Given material
☆ ☆ ☆ ☆ ☆

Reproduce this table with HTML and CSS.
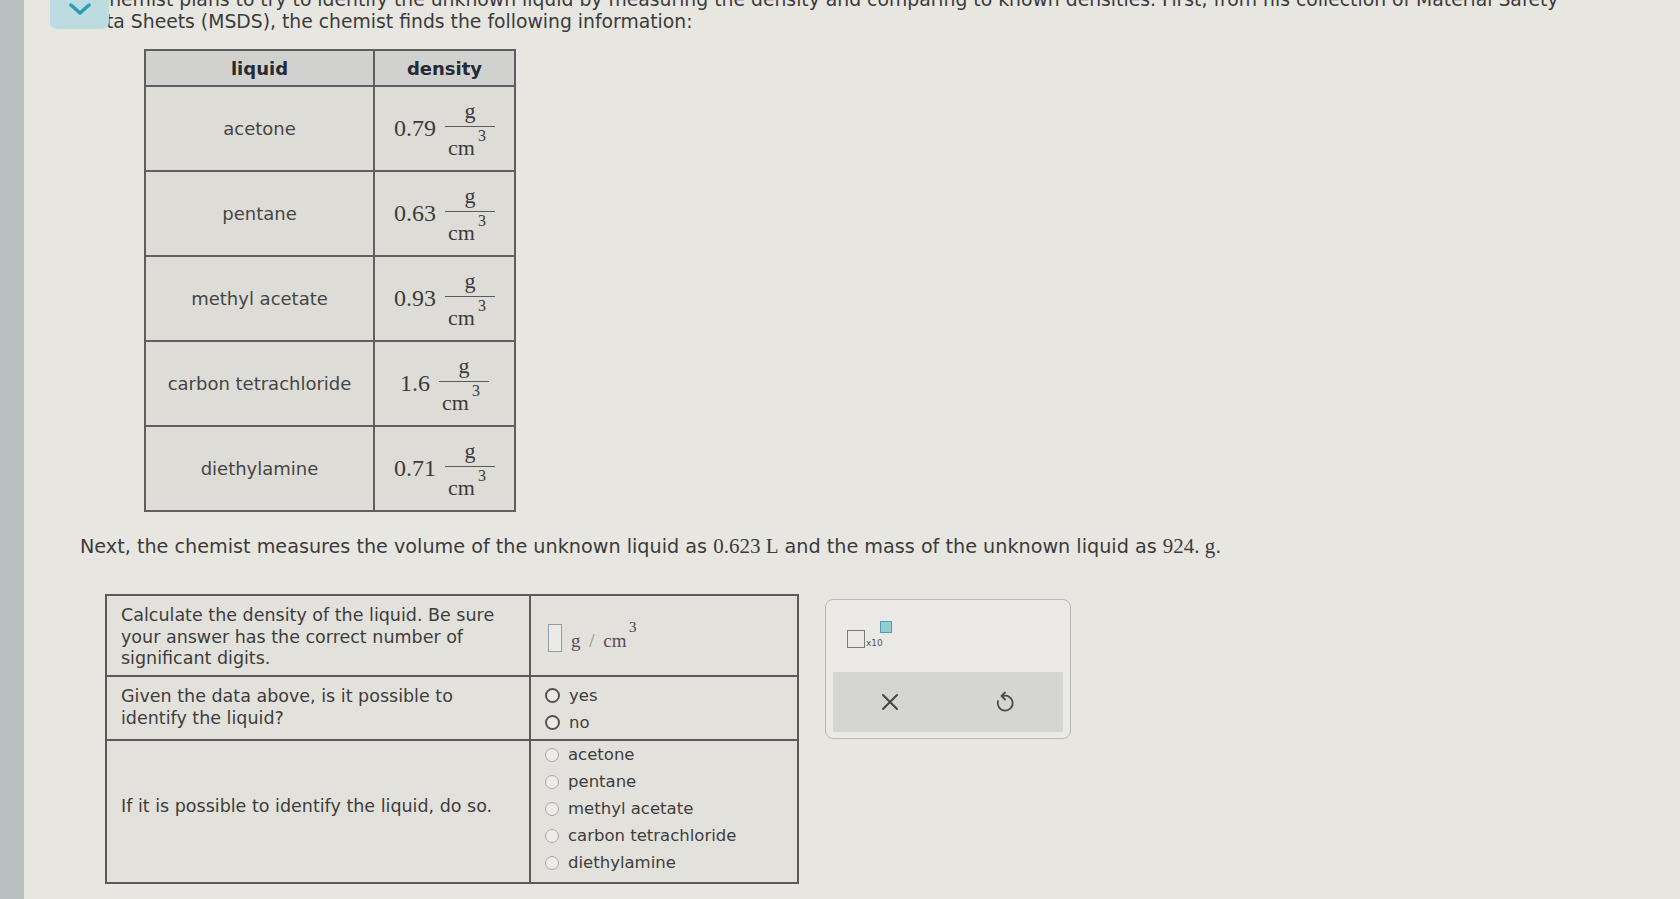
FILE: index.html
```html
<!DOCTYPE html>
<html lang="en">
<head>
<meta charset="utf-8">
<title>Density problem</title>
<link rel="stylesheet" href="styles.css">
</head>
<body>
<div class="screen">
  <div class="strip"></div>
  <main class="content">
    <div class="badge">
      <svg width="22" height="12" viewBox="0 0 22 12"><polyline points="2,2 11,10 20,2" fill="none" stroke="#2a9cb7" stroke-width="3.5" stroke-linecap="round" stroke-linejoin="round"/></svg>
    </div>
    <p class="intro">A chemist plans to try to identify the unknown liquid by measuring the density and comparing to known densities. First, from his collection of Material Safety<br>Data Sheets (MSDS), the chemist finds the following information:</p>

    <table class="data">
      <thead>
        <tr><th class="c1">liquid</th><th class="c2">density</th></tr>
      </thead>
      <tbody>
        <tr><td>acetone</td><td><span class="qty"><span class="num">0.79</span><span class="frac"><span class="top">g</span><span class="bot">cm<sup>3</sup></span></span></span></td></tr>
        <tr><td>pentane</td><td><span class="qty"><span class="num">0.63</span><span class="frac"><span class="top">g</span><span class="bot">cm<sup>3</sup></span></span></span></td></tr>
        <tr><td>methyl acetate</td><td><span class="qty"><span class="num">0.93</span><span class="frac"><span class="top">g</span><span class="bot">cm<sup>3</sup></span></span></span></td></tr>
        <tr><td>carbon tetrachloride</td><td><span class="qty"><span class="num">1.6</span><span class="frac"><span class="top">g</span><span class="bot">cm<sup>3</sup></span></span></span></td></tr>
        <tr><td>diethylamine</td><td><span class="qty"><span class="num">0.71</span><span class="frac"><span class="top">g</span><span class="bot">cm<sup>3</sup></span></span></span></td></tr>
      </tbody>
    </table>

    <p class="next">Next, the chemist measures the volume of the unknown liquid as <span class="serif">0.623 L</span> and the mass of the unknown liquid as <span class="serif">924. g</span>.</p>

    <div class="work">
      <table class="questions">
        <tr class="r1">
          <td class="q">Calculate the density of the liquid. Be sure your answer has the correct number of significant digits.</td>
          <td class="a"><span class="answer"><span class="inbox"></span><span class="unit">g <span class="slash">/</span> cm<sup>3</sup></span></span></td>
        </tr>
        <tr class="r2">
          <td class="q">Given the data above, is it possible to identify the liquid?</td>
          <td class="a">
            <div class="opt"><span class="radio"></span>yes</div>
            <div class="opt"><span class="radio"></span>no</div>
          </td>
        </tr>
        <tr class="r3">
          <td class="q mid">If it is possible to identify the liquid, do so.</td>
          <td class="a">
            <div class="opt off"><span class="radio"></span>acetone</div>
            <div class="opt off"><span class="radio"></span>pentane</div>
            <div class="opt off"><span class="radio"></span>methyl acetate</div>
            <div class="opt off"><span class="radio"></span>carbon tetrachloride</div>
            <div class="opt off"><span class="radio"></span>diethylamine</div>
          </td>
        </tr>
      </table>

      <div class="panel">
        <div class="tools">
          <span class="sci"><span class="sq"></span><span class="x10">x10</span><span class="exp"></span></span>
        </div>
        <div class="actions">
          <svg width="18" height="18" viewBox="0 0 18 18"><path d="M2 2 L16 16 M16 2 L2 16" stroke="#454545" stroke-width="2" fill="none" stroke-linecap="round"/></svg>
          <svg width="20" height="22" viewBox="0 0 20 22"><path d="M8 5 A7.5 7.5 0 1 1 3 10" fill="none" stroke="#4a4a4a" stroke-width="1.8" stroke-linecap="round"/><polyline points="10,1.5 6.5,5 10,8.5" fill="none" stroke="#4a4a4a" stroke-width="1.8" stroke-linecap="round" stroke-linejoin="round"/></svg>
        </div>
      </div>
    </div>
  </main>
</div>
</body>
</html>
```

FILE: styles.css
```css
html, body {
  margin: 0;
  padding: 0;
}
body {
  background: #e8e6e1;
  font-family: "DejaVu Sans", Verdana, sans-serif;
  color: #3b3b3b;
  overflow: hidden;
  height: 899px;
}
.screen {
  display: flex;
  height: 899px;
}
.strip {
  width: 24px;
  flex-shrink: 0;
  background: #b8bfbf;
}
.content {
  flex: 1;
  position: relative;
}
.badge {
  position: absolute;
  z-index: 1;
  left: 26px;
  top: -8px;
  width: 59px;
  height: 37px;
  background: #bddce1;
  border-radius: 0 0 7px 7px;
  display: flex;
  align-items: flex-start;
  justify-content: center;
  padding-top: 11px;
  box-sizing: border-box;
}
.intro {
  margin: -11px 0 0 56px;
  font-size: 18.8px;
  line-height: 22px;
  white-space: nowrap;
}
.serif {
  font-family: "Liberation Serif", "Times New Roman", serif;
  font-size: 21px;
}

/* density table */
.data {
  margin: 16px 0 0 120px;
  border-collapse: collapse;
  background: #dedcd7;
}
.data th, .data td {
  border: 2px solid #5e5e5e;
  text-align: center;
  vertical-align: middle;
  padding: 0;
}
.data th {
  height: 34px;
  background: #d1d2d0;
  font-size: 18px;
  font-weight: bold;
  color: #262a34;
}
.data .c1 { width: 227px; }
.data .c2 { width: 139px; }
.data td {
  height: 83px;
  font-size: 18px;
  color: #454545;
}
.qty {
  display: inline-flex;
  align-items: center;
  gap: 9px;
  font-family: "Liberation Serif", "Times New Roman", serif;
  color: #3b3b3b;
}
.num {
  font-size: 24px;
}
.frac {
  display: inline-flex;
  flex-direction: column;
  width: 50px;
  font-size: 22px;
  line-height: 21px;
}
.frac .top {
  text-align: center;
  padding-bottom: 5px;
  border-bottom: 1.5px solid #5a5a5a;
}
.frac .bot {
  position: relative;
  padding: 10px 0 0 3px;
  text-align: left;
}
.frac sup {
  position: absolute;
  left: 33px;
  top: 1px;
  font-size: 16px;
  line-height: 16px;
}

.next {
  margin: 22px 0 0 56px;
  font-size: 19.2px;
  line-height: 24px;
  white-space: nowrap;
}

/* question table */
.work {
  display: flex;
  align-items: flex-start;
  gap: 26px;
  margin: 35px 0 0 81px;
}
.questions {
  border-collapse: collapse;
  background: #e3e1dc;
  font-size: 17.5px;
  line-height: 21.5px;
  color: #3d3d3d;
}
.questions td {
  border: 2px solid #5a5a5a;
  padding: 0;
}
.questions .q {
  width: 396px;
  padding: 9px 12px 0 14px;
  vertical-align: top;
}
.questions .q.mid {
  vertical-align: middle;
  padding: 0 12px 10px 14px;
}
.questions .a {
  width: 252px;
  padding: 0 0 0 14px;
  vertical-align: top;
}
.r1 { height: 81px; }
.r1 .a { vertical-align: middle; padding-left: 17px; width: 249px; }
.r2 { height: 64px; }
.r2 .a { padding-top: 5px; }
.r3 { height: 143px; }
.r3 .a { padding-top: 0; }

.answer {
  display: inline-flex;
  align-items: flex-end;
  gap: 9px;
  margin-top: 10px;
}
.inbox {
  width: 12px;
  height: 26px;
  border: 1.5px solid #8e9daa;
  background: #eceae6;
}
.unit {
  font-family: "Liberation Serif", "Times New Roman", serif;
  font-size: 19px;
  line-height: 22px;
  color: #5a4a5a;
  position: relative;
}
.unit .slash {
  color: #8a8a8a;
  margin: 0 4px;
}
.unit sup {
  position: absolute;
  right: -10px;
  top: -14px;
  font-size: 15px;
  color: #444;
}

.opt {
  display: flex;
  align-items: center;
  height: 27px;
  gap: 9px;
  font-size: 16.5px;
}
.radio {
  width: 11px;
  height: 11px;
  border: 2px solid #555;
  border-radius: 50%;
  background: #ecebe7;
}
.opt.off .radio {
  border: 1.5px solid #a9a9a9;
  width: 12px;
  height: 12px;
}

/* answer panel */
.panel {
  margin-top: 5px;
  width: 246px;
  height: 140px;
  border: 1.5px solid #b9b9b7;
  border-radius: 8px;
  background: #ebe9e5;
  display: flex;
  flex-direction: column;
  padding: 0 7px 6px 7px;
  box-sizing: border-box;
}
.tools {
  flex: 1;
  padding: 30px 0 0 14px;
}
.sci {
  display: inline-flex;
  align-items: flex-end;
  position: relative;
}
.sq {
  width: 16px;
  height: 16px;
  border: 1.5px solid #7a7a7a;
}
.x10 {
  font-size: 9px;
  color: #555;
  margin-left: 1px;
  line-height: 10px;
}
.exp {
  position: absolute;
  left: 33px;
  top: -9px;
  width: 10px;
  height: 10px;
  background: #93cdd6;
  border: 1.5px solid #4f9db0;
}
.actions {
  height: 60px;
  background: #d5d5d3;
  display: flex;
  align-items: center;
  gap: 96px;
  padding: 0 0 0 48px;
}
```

☆ ☆ ☆ ☆ ☆

Required work
Look through the data above. Find each line with the string "table" and copy it.

Answer to this problem
Reproduce this table with HTML and CSS.
    <table class="data">
    </table>
      <table class="questions">
      </table>
/* density table */
/* question table */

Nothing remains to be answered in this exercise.